Similarly, Chicago teachers fought against premium increases of 7-12% in their 2019 contract negotiations—increases that would have negated their proposed raises. The pattern is clear: districts balance budgets by shifting healthcare costs to teachers, effectively cutting compensation while claiming they’re providing raises.

School Boards Face Impossible Math Without Structural Reform

School boards aren’t necessarily the villains in this story. They face genuine budget constraints created by inadequate state funding formulas, property tax limitations, and rising costs across all operational areas. The Anoka-Hennepin district, like many others, must balance competing priorities with limited resources.

The Minnesota Legislature increased education funding by 4% in 2023 and 2% in 2024, but these increases fail to keep pace with inflation, especially in healthcare. When health insurance premiums rise at double or triple the rate of education funding increases, districts face mathematical impossibilities.

Colorado provides an instructive example. Despite increasing per-pupil funding by 6% in 2022, districts still struggled with insurance costs rising at 7-10% annually. The Denver Public Schools ended up increasing employee healthcare contributions by 9% that same year, effectively negating salary increases for many teachers.

Without addressing the underlying structural funding issues and the specific challenge of healthcare costs, school boards will continue facing no-win scenarios where they must choose between adequate teacher compensation and other essential educational services.

The Hidden Costs of Undervaluing Educators

The consequences of this compensation crisis extend far beyond teachers’ personal finances. When educators cannot afford their own healthcare, the entire educational system suffers in measurable ways. Teacher turnover rates in districts with poor healthcare benefits average 16% annually versus 10% in districts with competitive benefits, according to National Center for Education Statistics data.

This turnover directly impacts student achievement. Research from the Learning Policy Institute demonstrates that high teacher turnover rates correlate with lower student performance, particularly in high-poverty schools where stability matters most. When experienced teachers leave due to unsustainable financial pressures, students lose access to their expertise and institutional knowledge.

Furthermore, the teacher pipeline continues to shrink. Education degree completions have dropped nearly 20% over the past decade, with surveys consistently citing compensation—including benefits—as a primary deterrent for talented college students considering the profession. The insurance crisis doesn’t just hurt current teachers; it’s actively preventing the next generation from entering the classroom.

Alternative Viewpoints: The Fiscal Reality

Some will argue that public education already consumes a significant portion of state and local budgets, and taxpayers cannot sustain further increases. This perspective deserves serious consideration. Minnesota already spends approximately $14,000 per pupil annually, placing it in the upper half of states for education funding.

Others point to administrative bloat as the real problem. The Anoka-Hennepin district, like many others, has seen growth in non-teaching positions over the past two decades. Some fiscal conservatives argue that reallocating resources from administration to teacher compensation could solve the problem without additional funding.

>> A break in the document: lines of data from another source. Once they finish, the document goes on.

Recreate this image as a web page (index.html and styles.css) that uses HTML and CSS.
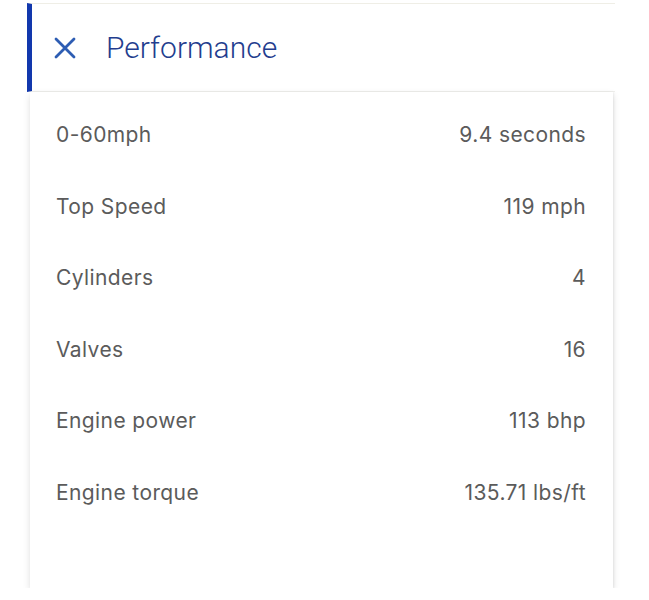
FILE: index.html
```html
<!DOCTYPE html>
<html lang="en">
<head>
    <meta charset="UTF-8">
    <meta name="viewport" content="width=device-width, initial-scale=1.0">
    <title>Performance</title>
    <link rel="stylesheet" href="styles.css">
</head>
<body>

<!-- Section header -->
<div class="section-head">
    <svg class="close-icon" width="24" height="22" viewBox="0 0 24 22">
        <path d="M3 2 L21 20 M21 2 L3 20" stroke="#2d5db3" stroke-width="2.8" stroke-linecap="round" fill="none"/>
    </svg>
    <span class="section-title">Performance</span>
</div>

<!-- Spec card -->
<div class="card">
    <div class="row"><span>0-60mph</span><span>9.4 seconds</span></div>
    <div class="row"><span>Top Speed</span><span>119 mph</span></div>
    <div class="row"><span>Cylinders</span><span>4</span></div>
    <div class="row"><span>Valves</span><span>16</span></div>
    <div class="row"><span>Engine power</span><span>113 bhp</span></div>
    <div class="row"><span>Engine torque</span><span>135.71 lbs/ft</span></div>
</div>

</body>
</html>
```

FILE: styles.css
```css
body {
    margin: 0;
    padding: 3px 0 0 27px;
    background-color: #fff;
    font-family: 'Inter', sans-serif;
}

/* Header with blue marker */
.section-head {
    width: 588px;
    height: 89px;
    border-left: 5px solid #1238ad;
    border-top: 1px solid #efeee6;
    border-bottom: 1px solid #f1f1ee;
    display: flex;
    align-items: center;
    box-sizing: border-box;
}

.close-icon {
    margin-left: 21px;
}

.section-title {
    font-family: 'Roboto', sans-serif;
    font-size: 30px;
    font-weight: 300;
    color: #233d8e;
    margin-left: 29px;
}

/* Card */
.card {
    width: 583px;
    height: 496px;
    margin-left: 3px;
    padding: 22px 27px 0 26px;
    box-sizing: border-box;
    background-color: #fff;
    box-shadow: 0 3px 7px rgba(0, 0, 0, 0.13), 1px 0 2px rgba(0, 0, 0, 0.06);
}

.row {
    display: flex;
    justify-content: space-between;
    height: 71.5px;
    line-height: 42px;
    font-size: 21px;
    letter-spacing: 0.4px;
    color: #5b5b5b;
}
```
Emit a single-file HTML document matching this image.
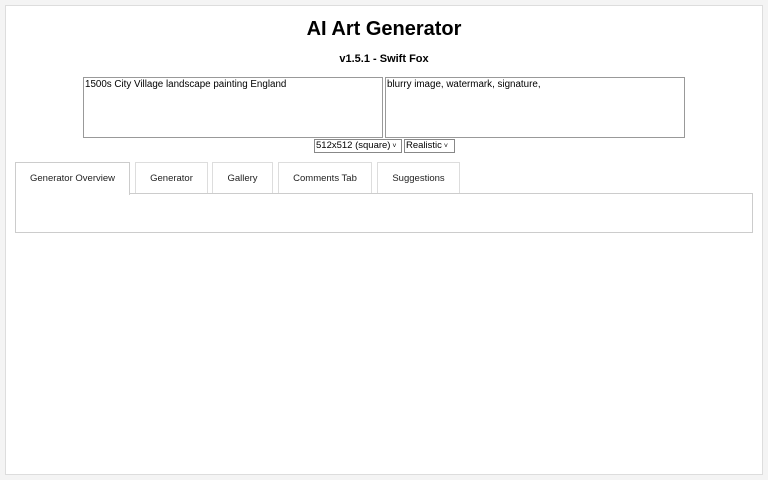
<!DOCTYPE html>
<html><head><style>
body{margin:0;background:#f4f4f4;font-family:"Liberation Sans",sans-serif;width:768px;height:480px;overflow:hidden;position:relative}
.c{position:absolute;left:5px;top:5px;width:756px;height:468px;background:#fff;border:1px solid #ddd}
.a{position:absolute;box-sizing:border-box}
h1{position:absolute;top:18px;left:0;width:768px;margin:0;text-align:center;font-size:20px;font-weight:bold;color:#000}
h3{position:absolute;top:53px;left:0;width:768px;margin:0;text-align:center;font-size:11px;font-weight:bold}
.ta{border:1px solid #999;font-size:9.8px;padding:1px 1px;color:#000;background:#fff}
.sel{border:1px solid #888;font-size:9.5px;padding:0 1px;height:14px;line-height:12px;color:#000;background:#fff;white-space:nowrap;overflow:hidden}
.tab{top:162px;height:31px;border:1px solid #ddd;border-bottom:none;font-size:9.5px;text-align:center;line-height:31px;color:#222;background:#fff}
</style></head><body>
<div class="c"></div>
<h1>AI Art Generator</h1>
<h3>v1.5.1 - Swift Fox</h3>
<div class="a ta" style="left:83px;top:77px;width:300px;height:61px">1500s City Village landscape painting England</div>
<div class="a ta" style="left:385px;top:77px;width:300px;height:61px">blurry image, watermark, signature,</div>
<div class="a sel" style="left:314px;top:139px;width:88px">512x512 (square)<span style="font-size:7px"> ˅</span></div>
<div class="a sel" style="left:404px;top:139px;width:51px">Realistic<span style="font-size:7px"> ˅</span></div>
<div class="a" style="left:15px;top:193px;width:738px;height:40px;border:1px solid #ccc"></div>
<div class="a tab" style="left:15px;width:115px;height:33px;border-color:#ccc">Generator Overview</div>
<div class="a tab" style="left:135px;width:73px">Generator</div>
<div class="a tab" style="left:212px;width:61px">Gallery</div>
<div class="a tab" style="left:278px;width:94px">Comments Tab</div>
<div class="a tab" style="left:377px;width:83px">Suggestions</div>
</body></html>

These viewpoints contain partial truths but miss the larger structural issue. Even if administrative positions were reduced, the fundamental mathematics of healthcare inflation outpacing education funding would eventually recreate the current crisis. And while Minnesota’s per-pupil spending appears substantial, it hasn’t kept pace with the specialized services schools now provide or the rising costs of healthcare that affect all employers.

The more compelling counterargument involves examining alternative compensation structures. Some charter schools have implemented models with higher base salaries but more modest benefits packages, giving teachers more take-home pay while controlling district costs. These models deserve exploration but must account for the reality that healthcare costs impact all compensation structures.

A Path Forward Requires Systemic Change

Resolving the Anoka-Hennepin strike threat—and preventing similar crises nationwide—requires moving beyond the traditional zero-sum negotiations between teachers and school boards. Several structural reforms warrant serious consideration.

First, states should consider establishing dedicated educator healthcare funds that pool risk across all districts, creating larger insurance groups that can better negotiate rates and absorb premium increases. Massachusetts implemented such a system through its Group Insurance Commission, which has helped control premium growth for public employees, including teachers.

Second, education funding formulas must specifically account for healthcare inflation rather than using general inflation measures that consistently underestimate actual cost increases. When healthcare costs rise at 7-10% annually but education funding increases by only 2-4%, the math simply doesn’t work.

Finally, the conversation must expand beyond the education budget alone. Healthcare costs represent a national crisis affecting all sectors. Meaningful healthcare reform that addresses the underlying cost drivers would benefit education budgets alongside every other industry struggling with unsustainable premium increases.

The Anoka-Hennepin teachers aren’t asking for luxury—they’re fighting for economic survival in a profession that’s supposed to offer middle-class stability. Their struggle represents a warning about the sustainability of our entire public education model. If we cannot provide teachers with affordable healthcare, we cannot expect to maintain quality public education for future generations.